Ele afirma que a mudança foi uma retaliação por ter levantado preocupações aos seus superiores sobre os pedidos e por estar cooperando com o inspetor-geral do departamento. Ele também pediu à autoridade que investigasse a suposta represália.

No documento, Murphy afirma que se recusou a realizar as mudanças para que as avaliações de inteligência se aproximassem da retórica de Trump sobre os grupos de esquerda e disse a Wolf e Cuccinelli que só relataria informação precisa, conforme coletada pelo departamento.

Segundo a denúncia, ele também se recusou a alterar versões prévias de um relatório que fazia um alerta sobre ameaças de grupos racistas, obrigando Wolf e Cuccinelli a interromper a produção do documento.

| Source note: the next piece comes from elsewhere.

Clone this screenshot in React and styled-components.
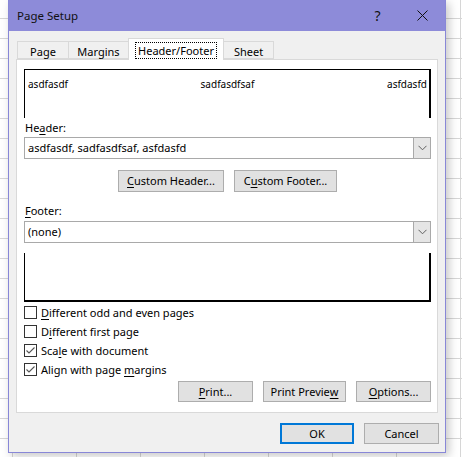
import React from "react";
import styled, { createGlobalStyle } from "styled-components";

const GlobalStyle = createGlobalStyle`
  html, body { margin: 0; padding: 0; background: #fff; }
  body { font-family: "Noto Sans", "Open Sans", sans-serif; font-size: 11px; color: #000; overflow: hidden; }
  * { box-sizing: border-box; }
`;

const Desktop = styled.div`
  width: 462px;
  height: 457px;
  padding-left: 8px;
  background-color: #fff;
  background-image:
    linear-gradient(to bottom, transparent 19px, #d6d6d6 19px),
    linear-gradient(to right, transparent 63px, #d6d6d6 63px);
  background-size: 100% 20px, 64px 100%;
  background-position: 0 -1px, -51px 0;
`;

const Window = styled.div`
  width: 438px;
  height: 453px;
  background: #f0f0f0;
  border: 1px solid #8887d7;
  border-top: 0;
  box-shadow: 3px 3px 9px rgba(0, 0, 0, 0.22);
  display: flex;
  flex-direction: column;
`;

const TitleBar = styled.div`
  height: 31px;
  flex: none;
  background: #8d8bd9;
  display: flex;
  align-items: center;
  padding-left: 8px;
`;

const Title = styled.div`
  flex: 1;
  font-size: 11.5px;
  color: #111;
  padding-bottom: 1px;
`;

const TitleButton = styled.div`
  width: 45px;
  height: 31px;
  display: flex;
  align-items: center;
  justify-content: center;
  font-size: 14px;
  color: #111;
`;

const Body = styled.div`
  flex: 1;
  display: flex;
  flex-direction: column;
  padding: 7px 7px 8px 7px;
`;

const TabStrip = styled.div`
  height: 21px;
  display: flex;
  align-items: flex-end;
  padding-left: 1px;
`;

const Tab = styled.div`
  width: ${(p) => p.$w}px;
  margin-left: -1px;
  &:first-child { margin-left: 0; }
  height: ${(p) => (p.$active ? 22 : 18)}px;
  margin-bottom: ${(p) => (p.$active ? -1 : 0)}px;
  background: ${(p) => (p.$active ? "#fff" : "#f0f0f0")};
  border: 1px solid #d9d9d9;
  border-bottom: ${(p) => (p.$active ? "0" : "1px solid #d9d9d9")};
  display: flex;
  align-items: center;
  justify-content: center;
  padding-top: ${(p) => (p.$active ? 0 : 2)}px;
  position: ${(p) => (p.$active ? "relative" : "static")};
  z-index: ${(p) => (p.$active ? 1 : 0)};
  color: #000;
`;

const FocusText = styled.span`
  border: 1px dotted #000;
  padding: 0 2px;
  line-height: 15px;
  margin-top: 1px;
`;

const Panel = styled.div`
  height: 354px;
  background: #fff;
  border: 1px solid #d9d9d9;
  padding: 9px 6px 8px 7px;
  display: flex;
  flex-direction: column;
`;

const PreviewBox = styled.div`
  height: ${(p) => p.$h}px;
  flex: none;
  border-left: 1px solid #000;
  border-right: 2px solid #000;
  border-top: ${(p) => (p.$kind === "header" ? "1px solid #000" : "0")};
  border-bottom: ${(p) => (p.$kind === "footer" ? "2px solid #000" : "0")};
  margin-top: ${(p) => p.$mt || 0}px;
  display: grid;
  grid-template-columns: 1fr 1fr 1fr;
  align-items: start;
  padding: 8px 2px 0 3px;
  font-size: 10px;
  line-height: 13px;
`;

const PreviewText = styled.span`
  text-align: ${(p) => p.$align};
  white-space: nowrap;
`;

const FieldLabel = styled.div`
  height: 16px;
  line-height: 16px;
  margin-top: ${(p) => p.$mt}px;
  padding-left: 1px;
`;

const Combo = styled.div`
  height: 22px;
  margin-top: ${(p) => p.$mt}px;
  border: 1px solid #a9a9a9;
  background: #fff;
  display: flex;
  align-items: stretch;
`;

const ComboText = styled.div`
  flex: 1;
  padding-left: 3px;
  line-height: 20px;
`;

const ComboButton = styled.div`
  width: 17px;
  background: #e5e5e5;
  border-left: 1px solid #a9a9a9;
  display: flex;
  align-items: center;
  justify-content: center;
`;

const ButtonRow = styled.div`
  display: flex;
  justify-content: ${(p) => p.$justify};
  gap: ${(p) => p.$gap || 10}px;
  margin-top: ${(p) => p.$mt || 0}px;
  margin-right: ${(p) => p.$mr || 0}px;
`;

const Button = styled.div`
  width: ${(p) => p.$w}px;
  height: ${(p) => p.$h || 21}px;
  background: #e1e1e1;
  border: ${(p) => (p.$default ? "2px solid #0078d7" : "1px solid #adadad")};
  display: flex;
  align-items: center;
  justify-content: center;
  white-space: nowrap;
  padding-bottom: 1px;
`;

const CheckList = styled.div`
  margin-top: 1px;
  display: flex;
  flex-direction: column;
`;

const CheckRow = styled.div`
  height: 19px;
  display: flex;
  align-items: center;
  gap: 4px;
`;

const CheckBox = styled.div`
  width: 13px;
  height: 13px;
  border: 1px solid #333;
  background: #fff;
  display: flex;
  align-items: center;
  justify-content: center;
`;

const Key = styled.span`
  text-decoration: underline;
  text-underline-offset: 2px;
`;

const Spacer = styled.div`
  flex: 1;
`;

const Chevron = () => (
  <svg width="9" height="6" viewBox="0 0 9 6">
    <polyline points="0.5,0.8 4.5,4.8 8.5,0.8" fill="none" stroke="#606060" strokeWidth="1" />
  </svg>
);

const Check = () => (
  <svg width="11" height="11" viewBox="0 0 11 11">
    <polyline points="1.5,5.5 4,8 9.5,2.5" fill="none" stroke="#555" strokeWidth="1.1" />
  </svg>
);

const CloseIcon = () => (
  <svg width="11" height="11" viewBox="0 0 11 11">
    <path d="M0.5 0.5 L10.5 10.5 M10.5 0.5 L0.5 10.5" stroke="#111" strokeWidth="1" />
  </svg>
);

const checks = [
  { pre: "", key: "D", post: "ifferent odd and even pages", on: false },
  { pre: "D", key: "i", post: "fferent first page", on: false },
  { pre: "Sca", key: "l", post: "e with document", on: true },
  { pre: "Align with page ", key: "m", post: "argins", on: true },
];

export default function App() {
  return (
    <>
      <GlobalStyle />
      <Desktop>
        <Window>
          <TitleBar>
            <Title>Page Setup</Title>
            <TitleButton>?</TitleButton>
            <TitleButton>
              <CloseIcon />
            </TitleButton>
          </TitleBar>
          <Body>
            <TabStrip>
              <Tab $w={52}>Page</Tab>
              <Tab $w={61}>Margins</Tab>
              <Tab $w={96} $active>
                <FocusText>Header/Footer</FocusText>
              </Tab>
              <Tab $w={51}>Sheet</Tab>
            </TabStrip>
            <Panel>
              <PreviewBox $kind="header" $h={49}>
                <PreviewText $align="left">asdfasdf</PreviewText>
                <PreviewText $align="center">sadfasdfsaf</PreviewText>
                <PreviewText $align="right">asfdasfd</PreviewText>
              </PreviewBox>
              <FieldLabel $mt={2}>
                He<Key>a</Key>der:
              </FieldLabel>
              <Combo $mt={1}>
                <ComboText>asdfasdf, sadfasdfsaf, asfdasfd</ComboText>
                <ComboButton>
                  <Chevron />
                </ComboButton>
              </Combo>
              <ButtonRow $justify="center" $mt={11}>
                <Button $w={106} $h={22}>
                  <Key>C</Key>ustom Header...
                </Button>
                <Button $w={103} $h={22}>
                  C<Key>u</Key>stom Footer...
                </Button>
              </ButtonRow>
              <FieldLabel $mt={11}>
                <Key>F</Key>ooter:
              </FieldLabel>
              <Combo $mt={2}>
                <ComboText>(none)</ComboText>
                <ComboButton>
                  <Chevron />
                </ComboButton>
              </Combo>
              <PreviewBox $kind="footer" $h={49} $mt={10} />
              <CheckList>
                {checks.map((c) => (
                  <CheckRow key={c.post}>
                    <CheckBox>{c.on && <Check />}</CheckBox>
                    <span>
                      {c.pre}
                      <Key>{c.key}</Key>
                      {c.post}
                    </span>
                  </CheckRow>
                ))}
              </CheckList>
              <ButtonRow $justify="flex-end" $mt={2}>
                <Button $w={75}>
                  <Key>P</Key>rint...
                </Button>
                <Button $w={83}>
                  Print Previe<Key>w</Key>
                </Button>
                <Button $w={75}>
                  <Key>O</Key>ptions...
                </Button>
              </ButtonRow>
            </Panel>
            <Spacer />
            <ButtonRow $justify="flex-end" $gap={10} $mr={-1}>
              <Button $w={74} $default>
                OK
              </Button>
              <Button $w={75}>Cancel</Button>
            </ButtonRow>
          </Body>
        </Window>
      </Desktop>
    </>
  );
}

“As informações protegidas divulgadas que levaram às ações de retaliação pessoal enfocaram primeiramente a compilação de relatórios de inteligência e avaliações de ameaças que eram conflitantes com os objetivos políticos da Casa Branca e do Departmento de Segurança Nacional", diz o documento.

À CNN o porta-voz do Departamento de Segurança, Alexei Woltornist, negou as acusações.

"Essas alegações são patentemente falsas. Os líderes do Departamento de Segurança Nacional lidaram com todas as ameaças à pátria, independentemente da ideologia", disse.

Em carta enviada aos advogados de Murphy, a comissão de inteligência da Câmara, cuja maioria é do Partido Democrata, pediu que o ex-diretor testemunhe sobre as acusações. Membros da comissão afirmaram nesta quarta que a denúncia indica quebra da lei e abusos de autoridade que colocam a "nação e sua segurança sob risco".

A tensão racial no país e os protestos contra a violência policial se tornaram dois dos principais assuntos da corrida pela Casa Branca. A pouco mais de 50 dias das eleições, Trump tenta dominar a narrativa dos protestos, e seu rival democrata, Joe Biden, reage para evitar reviravolta.

O republicano coloca-se como o candidato da lei e da ordem e tem se aproveitado de alguns atos violentos durante os protestos que tomaram os EUA desde a morte de George Floyd para chamar os manifestantes de anarquistas, agitadores e saqueadores.

Líder nas pesquisas nacionais e na maior parte dos estados decisivos, Biden tem trajetória centrista, mas é acusado por Trump de ser um radical de esquerda que vai mergulhar o país na violência caso seja eleito.

O presidente usa a retórica do medo para animar sua base conservadora e tentar assustar eleitores independentes e moderados que escolheram o republicano em 2016 e, agora, cansados de sua postura agressiva, flertam com a candidatura de Biden.

Na semana passada, Trump e Biden, visitaram a cidade de Kenosha, em Wisconsin, onde mora Jacob Blake, homem negro que ficou com parte do corpo paralisada após ser baleado várias vezes nas costas por policiais brancos.

Biden se reuniu com a família da vítima e falou com ele pelo telefone. O republicano esteve na cidade antes do democrata, mas se recusou a encontrar os parentes de Blake após saber que um advogado da família estaria presente.

Em vez disso, Trump se encontrou com policiais, cujo trabalho elogiou, e chamou os protestos contra a violência policial e antirracistas que irromperam na cidade de "terrorismo doméstico".

Em um aceno a racistas, o presidente relativizou o caso de Kyle Rittenhouse, um adolescente branco que matou dois manifestantes e feriu um terceiro em Kenosha após andar à noite pelas ruas com um fuzil.

Trump insinuou que Rittenhouse teria agido em legítima defesa. "Ele estava tentando se afastar e foi atacado. Ele provavelmente teria sido morto", disse o republicano.

Rittenhouse foi acusado de homicídio em primeiro grau, equivalente ao homicídio doloso no Brasil, quando há intenção de matar, e pode ser condenado a prisão perpétua.